Noch liegt das Fahrgastschiff (Baujahr 2018) ganz verträumt auf dem Markkleeberger See.
Noch liegt das Fahrgastschiff (Baujahr 2018) ganz verträumt auf dem Markkleeberger See. © Bärwalder Schiffs GmbH

Schmidt und Budi haben nach eigener Aussage viel vor. Zuallererst wollen sie den Tourismus stärken. „Wir sind uns doch alle einig, dass ein solches Schiff auf den See gehört“, bekräftigten sie unisono. Gespräche gebe es bereits mit dem Betreiber der erst kürzlich eröffneten „Arche“ am Klittener Ufer, der das Catering auf der „Seelust“ übernehmen könnte. Synergieeffekte verspreche man sich überdies aus einer Zusammenarbeit etwa mit dem Investor des Familien-Ressorts, welches am Boxberger Ufer gebaut werden soll, wie auch mit dem Findlingspark in Nochten. Die Woche über soll es Projekte mit Kindergärten und Grundschulen zum Thema Schiff geben. Gesteuert wird die „Bärwalder Seelust“ von einem Kapitän. Im September 2025 wollen sich die beiden Gesellschafter der Bärwalder Schiffs GmbH aber auch selber zum Führen des Schiffes qualifizieren.

Aus Sicht von Bürgermeister Hendryk Balko ist es „ein tolles Projekt“. Er ist „überzeugt, dass das Fahrgastschiff auf dem See ganz viele Gäste nach Boxberg anlocken wird“. Das sehen die Räte wohl auch so.

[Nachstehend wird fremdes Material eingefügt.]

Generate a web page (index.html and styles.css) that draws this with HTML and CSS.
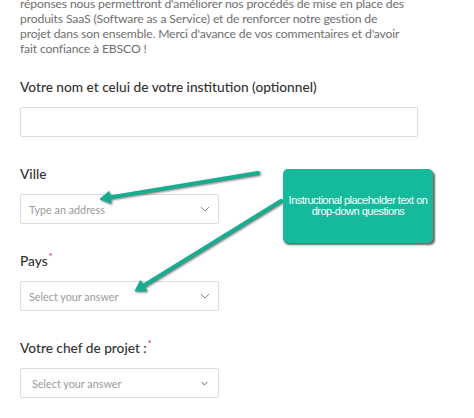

Die Laufzeit ist auf 15 Jahre ausgelegt. Dafür habe man eine ordentliche Finanzierung hingekriegt. „So ein Schiff bezahlt man ja nun mal nicht aus der Portokasse“, sagte Bernd Budi. Die Laufzeit sei ein wesentlicher Punkt des Vertrages. Mario Weier (WV Boxberg), der den Investoren viel Glück wünschte, wollte sich aber dennoch vergewissern, ob die Gemeinde beim etwaigen Verkauf der Nutzungsrechte ein Mitspracherecht habe. Das bestätigte Amtsleiter Roman Krautz. „Ein Verkauf wäre eine wesentliche Änderung und bedarf der Zustimmung der Gemeinde“, sagte er.